Your goal
Gather the lines from the material that contain "page".

>> Begin Data listing

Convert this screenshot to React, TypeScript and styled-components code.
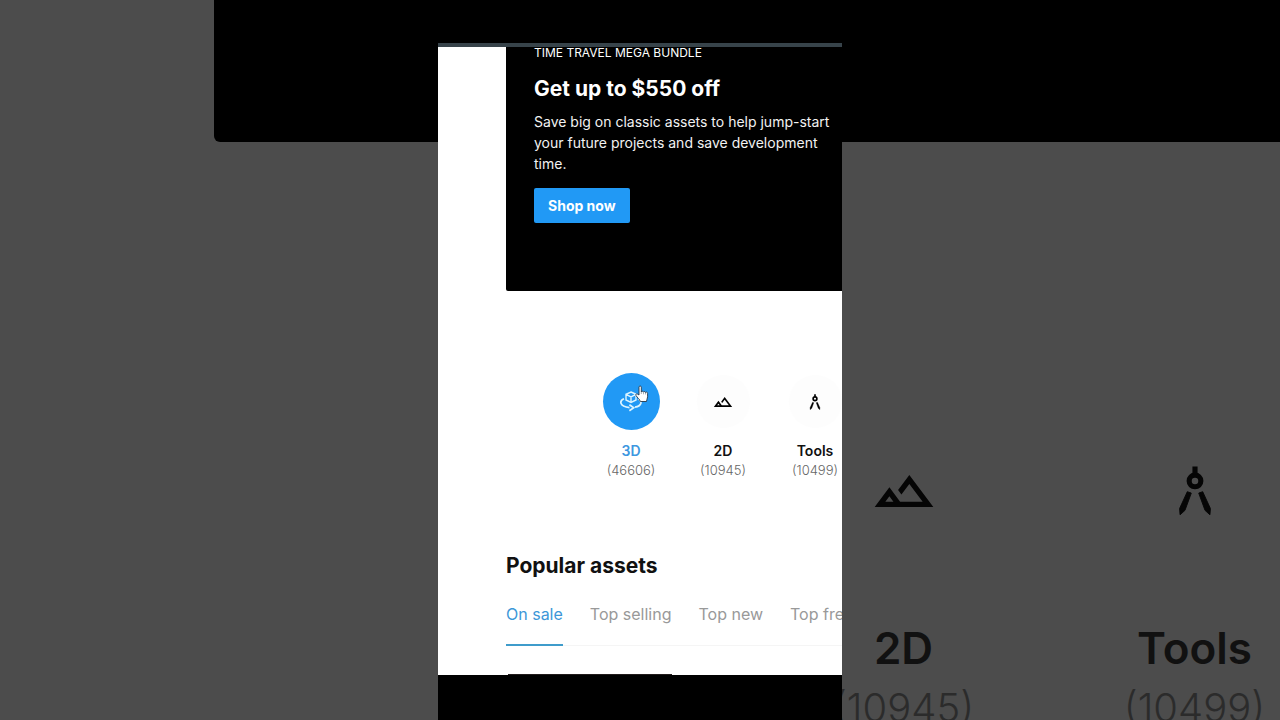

>> End Data listing
>> Begin Data listing

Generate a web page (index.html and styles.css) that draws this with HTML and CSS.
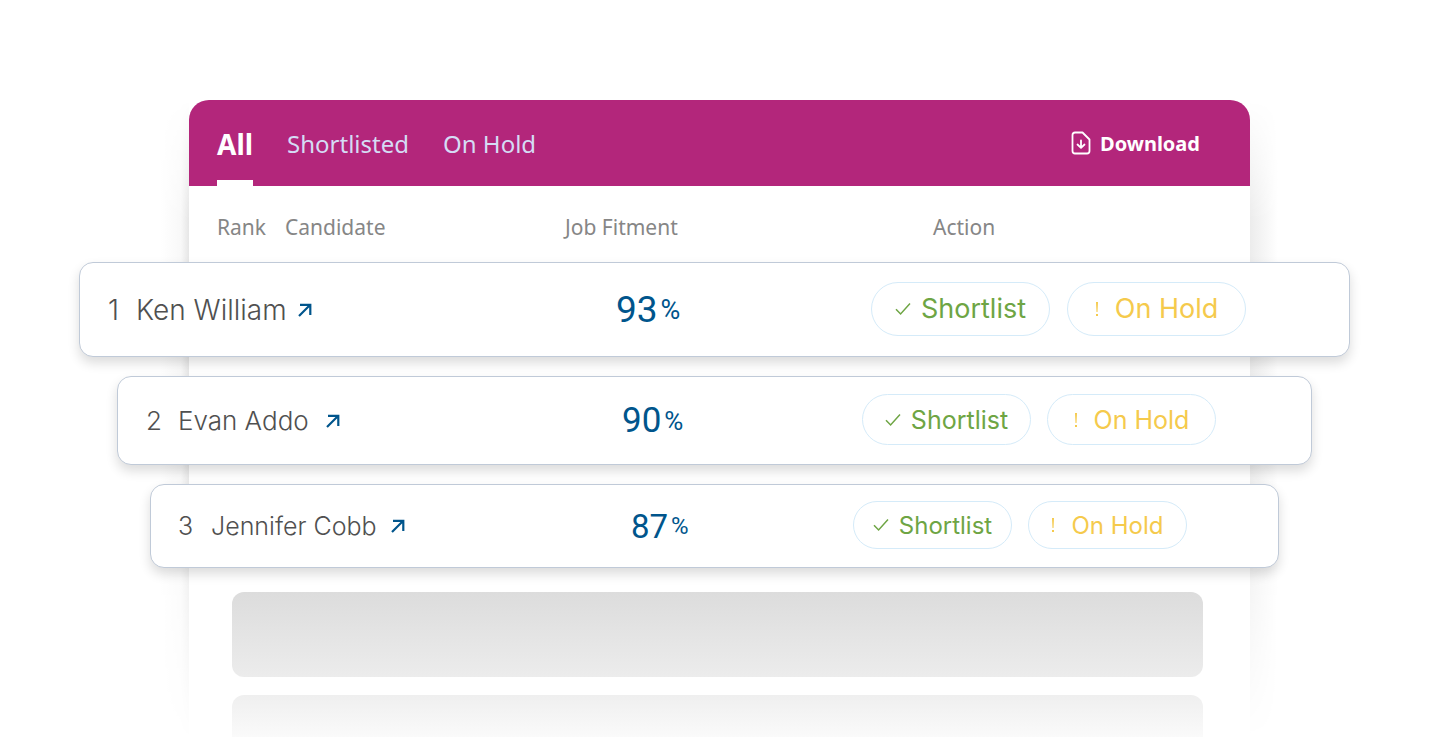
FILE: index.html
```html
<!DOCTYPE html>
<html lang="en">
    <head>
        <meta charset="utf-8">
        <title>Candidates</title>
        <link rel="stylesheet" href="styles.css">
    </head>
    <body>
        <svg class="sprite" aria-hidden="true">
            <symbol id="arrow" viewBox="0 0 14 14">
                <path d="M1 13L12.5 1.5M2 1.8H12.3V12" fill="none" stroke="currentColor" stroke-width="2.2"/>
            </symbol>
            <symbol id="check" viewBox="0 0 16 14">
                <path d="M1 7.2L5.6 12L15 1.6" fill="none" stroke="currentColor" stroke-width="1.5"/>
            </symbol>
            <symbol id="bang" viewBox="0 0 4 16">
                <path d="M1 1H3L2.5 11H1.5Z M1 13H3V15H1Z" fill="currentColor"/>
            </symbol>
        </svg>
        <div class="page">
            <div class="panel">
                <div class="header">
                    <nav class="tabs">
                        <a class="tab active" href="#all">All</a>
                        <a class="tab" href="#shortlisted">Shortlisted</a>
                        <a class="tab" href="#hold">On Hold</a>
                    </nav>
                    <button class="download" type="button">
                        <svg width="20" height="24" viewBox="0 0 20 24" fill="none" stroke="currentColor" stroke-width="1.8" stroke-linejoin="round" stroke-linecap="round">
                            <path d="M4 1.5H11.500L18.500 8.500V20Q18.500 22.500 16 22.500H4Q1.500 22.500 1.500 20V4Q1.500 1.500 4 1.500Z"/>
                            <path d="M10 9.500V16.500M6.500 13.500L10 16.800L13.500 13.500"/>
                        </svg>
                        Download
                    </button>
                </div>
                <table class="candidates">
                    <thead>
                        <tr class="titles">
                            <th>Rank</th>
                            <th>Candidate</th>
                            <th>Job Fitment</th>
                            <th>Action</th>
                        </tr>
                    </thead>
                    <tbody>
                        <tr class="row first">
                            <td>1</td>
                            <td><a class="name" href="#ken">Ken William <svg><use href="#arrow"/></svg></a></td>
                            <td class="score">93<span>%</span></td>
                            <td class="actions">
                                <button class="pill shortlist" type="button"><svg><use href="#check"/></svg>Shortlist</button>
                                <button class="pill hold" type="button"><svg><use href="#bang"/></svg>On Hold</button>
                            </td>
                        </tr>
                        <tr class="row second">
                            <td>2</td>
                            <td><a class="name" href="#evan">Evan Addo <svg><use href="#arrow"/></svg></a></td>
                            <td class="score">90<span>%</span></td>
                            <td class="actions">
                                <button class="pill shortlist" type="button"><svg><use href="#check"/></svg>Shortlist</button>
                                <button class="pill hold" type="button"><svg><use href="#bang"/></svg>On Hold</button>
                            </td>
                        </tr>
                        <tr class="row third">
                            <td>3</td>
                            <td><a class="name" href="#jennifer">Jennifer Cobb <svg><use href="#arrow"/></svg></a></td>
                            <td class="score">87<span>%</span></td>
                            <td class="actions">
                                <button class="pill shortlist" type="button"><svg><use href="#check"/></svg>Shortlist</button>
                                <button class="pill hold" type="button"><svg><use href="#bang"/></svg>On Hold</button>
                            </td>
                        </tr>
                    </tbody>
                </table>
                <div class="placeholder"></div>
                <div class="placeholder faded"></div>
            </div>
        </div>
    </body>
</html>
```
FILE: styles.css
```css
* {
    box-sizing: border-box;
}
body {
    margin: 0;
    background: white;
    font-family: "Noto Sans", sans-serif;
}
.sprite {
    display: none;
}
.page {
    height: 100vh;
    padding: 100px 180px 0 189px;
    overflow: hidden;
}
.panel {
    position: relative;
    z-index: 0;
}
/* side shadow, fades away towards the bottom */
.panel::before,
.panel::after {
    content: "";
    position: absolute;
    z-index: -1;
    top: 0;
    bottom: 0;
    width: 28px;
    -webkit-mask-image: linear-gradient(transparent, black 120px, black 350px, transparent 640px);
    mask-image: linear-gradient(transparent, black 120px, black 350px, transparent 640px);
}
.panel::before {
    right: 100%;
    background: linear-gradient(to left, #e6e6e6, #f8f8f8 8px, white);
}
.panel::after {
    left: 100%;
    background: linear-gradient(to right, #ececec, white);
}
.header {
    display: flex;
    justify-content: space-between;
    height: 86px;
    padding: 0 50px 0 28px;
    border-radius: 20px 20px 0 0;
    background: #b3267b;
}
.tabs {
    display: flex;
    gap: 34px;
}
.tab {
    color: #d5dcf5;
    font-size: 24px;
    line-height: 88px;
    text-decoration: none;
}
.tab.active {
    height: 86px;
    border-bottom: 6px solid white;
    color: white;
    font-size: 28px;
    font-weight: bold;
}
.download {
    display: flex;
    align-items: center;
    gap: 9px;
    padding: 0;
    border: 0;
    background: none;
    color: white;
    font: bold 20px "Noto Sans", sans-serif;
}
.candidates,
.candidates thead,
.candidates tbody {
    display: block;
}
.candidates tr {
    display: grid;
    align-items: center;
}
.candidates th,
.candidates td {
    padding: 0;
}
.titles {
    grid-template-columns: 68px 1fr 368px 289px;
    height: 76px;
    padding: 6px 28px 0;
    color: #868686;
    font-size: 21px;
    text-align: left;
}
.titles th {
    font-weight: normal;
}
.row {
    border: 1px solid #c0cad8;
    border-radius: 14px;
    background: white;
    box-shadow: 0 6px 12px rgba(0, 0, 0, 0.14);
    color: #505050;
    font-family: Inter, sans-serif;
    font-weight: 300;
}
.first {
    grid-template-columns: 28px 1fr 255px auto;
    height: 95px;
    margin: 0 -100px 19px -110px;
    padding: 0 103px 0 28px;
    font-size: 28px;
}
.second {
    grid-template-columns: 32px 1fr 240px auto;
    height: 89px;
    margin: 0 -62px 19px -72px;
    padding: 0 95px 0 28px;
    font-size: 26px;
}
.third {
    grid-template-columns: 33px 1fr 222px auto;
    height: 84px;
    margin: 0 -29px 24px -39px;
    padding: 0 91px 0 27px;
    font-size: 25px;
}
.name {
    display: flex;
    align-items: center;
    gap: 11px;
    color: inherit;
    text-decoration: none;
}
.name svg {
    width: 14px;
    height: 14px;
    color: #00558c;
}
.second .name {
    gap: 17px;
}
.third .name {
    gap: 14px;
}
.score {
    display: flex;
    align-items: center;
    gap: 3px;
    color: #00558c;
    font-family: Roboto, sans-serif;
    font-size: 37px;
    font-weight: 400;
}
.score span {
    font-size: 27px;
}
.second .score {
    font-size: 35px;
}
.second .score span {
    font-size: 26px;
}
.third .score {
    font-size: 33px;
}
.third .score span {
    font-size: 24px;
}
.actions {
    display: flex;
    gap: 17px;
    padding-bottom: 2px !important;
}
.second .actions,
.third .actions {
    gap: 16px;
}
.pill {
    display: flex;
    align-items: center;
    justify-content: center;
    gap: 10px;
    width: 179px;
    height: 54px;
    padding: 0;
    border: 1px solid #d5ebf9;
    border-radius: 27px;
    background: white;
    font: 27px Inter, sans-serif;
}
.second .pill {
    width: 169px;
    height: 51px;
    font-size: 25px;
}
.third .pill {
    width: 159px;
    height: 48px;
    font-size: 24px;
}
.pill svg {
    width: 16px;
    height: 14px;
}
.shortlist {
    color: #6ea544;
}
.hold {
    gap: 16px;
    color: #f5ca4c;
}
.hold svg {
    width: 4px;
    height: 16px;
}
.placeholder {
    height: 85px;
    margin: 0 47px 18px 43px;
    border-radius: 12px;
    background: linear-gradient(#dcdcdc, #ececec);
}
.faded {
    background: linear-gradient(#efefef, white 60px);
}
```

>> End Data listing

Exercise answer
Generate a web page (index.html and styles.css) that draws this with HTML and CSS.
        <div class="page">
.page {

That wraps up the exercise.